═══ Information supplied

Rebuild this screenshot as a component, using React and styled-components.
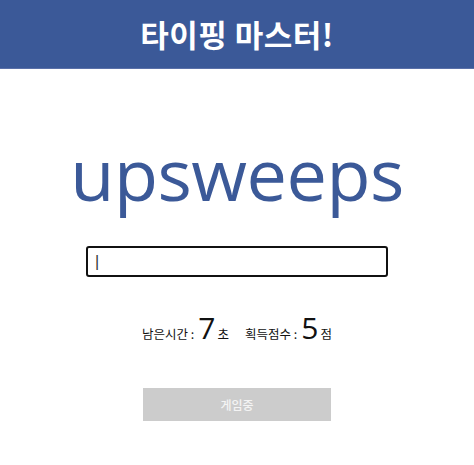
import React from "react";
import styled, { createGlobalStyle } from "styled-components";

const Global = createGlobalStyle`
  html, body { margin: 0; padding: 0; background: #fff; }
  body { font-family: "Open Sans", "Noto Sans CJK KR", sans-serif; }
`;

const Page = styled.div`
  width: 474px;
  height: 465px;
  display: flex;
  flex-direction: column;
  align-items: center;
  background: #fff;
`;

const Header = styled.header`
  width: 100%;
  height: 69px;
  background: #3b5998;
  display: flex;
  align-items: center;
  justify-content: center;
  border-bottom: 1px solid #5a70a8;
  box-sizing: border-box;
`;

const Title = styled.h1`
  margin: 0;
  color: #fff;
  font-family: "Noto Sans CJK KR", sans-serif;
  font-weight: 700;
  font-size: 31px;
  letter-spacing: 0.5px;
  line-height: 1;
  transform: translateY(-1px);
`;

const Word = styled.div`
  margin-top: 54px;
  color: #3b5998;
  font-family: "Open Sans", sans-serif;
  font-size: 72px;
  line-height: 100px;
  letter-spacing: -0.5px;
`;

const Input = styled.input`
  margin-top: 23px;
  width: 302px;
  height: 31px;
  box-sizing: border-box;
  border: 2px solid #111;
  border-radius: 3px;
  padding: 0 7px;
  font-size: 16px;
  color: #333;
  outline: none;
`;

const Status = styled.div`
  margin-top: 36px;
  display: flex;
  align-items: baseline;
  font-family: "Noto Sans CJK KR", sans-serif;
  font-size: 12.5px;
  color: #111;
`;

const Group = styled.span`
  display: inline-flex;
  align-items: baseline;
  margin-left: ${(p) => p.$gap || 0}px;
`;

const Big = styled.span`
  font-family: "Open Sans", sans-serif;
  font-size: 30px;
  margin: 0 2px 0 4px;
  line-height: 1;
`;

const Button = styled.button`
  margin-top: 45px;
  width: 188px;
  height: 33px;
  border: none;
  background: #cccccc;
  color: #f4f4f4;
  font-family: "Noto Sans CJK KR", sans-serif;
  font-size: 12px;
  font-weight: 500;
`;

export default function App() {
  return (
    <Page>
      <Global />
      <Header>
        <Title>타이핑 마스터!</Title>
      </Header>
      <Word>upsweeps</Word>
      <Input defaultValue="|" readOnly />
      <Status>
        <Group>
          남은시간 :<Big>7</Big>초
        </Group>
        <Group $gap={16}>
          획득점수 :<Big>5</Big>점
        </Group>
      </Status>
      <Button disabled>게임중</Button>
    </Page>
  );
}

══════

## Task requirements:
Write out the data precisely as given, excluding the pictures.

## Output:
Rebuild this screenshot as a component, using React and styled-components.
import React from "react";
import styled, { createGlobalStyle } from "styled-components";

const Global = createGlobalStyle`
  html, body { margin: 0; padding: 0; background: #fff; }
  body { font-family: "Open Sans", "Noto Sans CJK KR", sans-serif; }
`;

const Page = styled.div`
  width: 474px;
  height: 465px;
  display: flex;
  flex-direction: column;
  align-items: center;
  background: #fff;
`;

const Header = styled.header`
  width: 100%;
  height: 69px;
  background: #3b5998;
  display: flex;
  align-items: center;
  justify-content: center;
  border-bottom: 1px solid #5a70a8;
  box-sizing: border-box;
`;

const Title = styled.h1`
  margin: 0;
  color: #fff;
  font-family: "Noto Sans CJK KR", sans-serif;
  font-weight: 700;
  font-size: 31px;
  letter-spacing: 0.5px;
  line-height: 1;
  transform: translateY(-1px);
`;

const Word = styled.div`
  margin-top: 54px;
  color: #3b5998;
  font-family: "Open Sans", sans-serif;
  font-size: 72px;
  line-height: 100px;
  letter-spacing: -0.5px;
`;

const Input = styled.input`
  margin-top: 23px;
  width: 302px;
  height: 31px;
  box-sizing: border-box;
  border: 2px solid #111;
  border-radius: 3px;
  padding: 0 7px;
  font-size: 16px;
  color: #333;
  outline: none;
`;

const Status = styled.div`
  margin-top: 36px;
  display: flex;
  align-items: baseline;
  font-family: "Noto Sans CJK KR", sans-serif;
  font-size: 12.5px;
  color: #111;
`;

const Group = styled.span`
  display: inline-flex;
  align-items: baseline;
  margin-left: ${(p) => p.$gap || 0}px;
`;

const Big = styled.span`
  font-family: "Open Sans", sans-serif;
  font-size: 30px;
  margin: 0 2px 0 4px;
  line-height: 1;
`;

const Button = styled.button`
  margin-top: 45px;
  width: 188px;
  height: 33px;
  border: none;
  background: #cccccc;
  color: #f4f4f4;
  font-family: "Noto Sans CJK KR", sans-serif;
  font-size: 12px;
  font-weight: 500;
`;

export default function App() {
  return (
    <Page>
      <Global />
      <Header>
        <Title>타이핑 마스터!</Title>
      </Header>
      <Word>upsweeps</Word>
      <Input defaultValue="|" readOnly />
      <Status>
        <Group>
          남은시간 :<Big>7</Big>초
        </Group>
        <Group $gap={16}>
          획득점수 :<Big>5</Big>점
        </Group>
      </Status>
      <Button disabled>게임중</Button>
    </Page>
  );
}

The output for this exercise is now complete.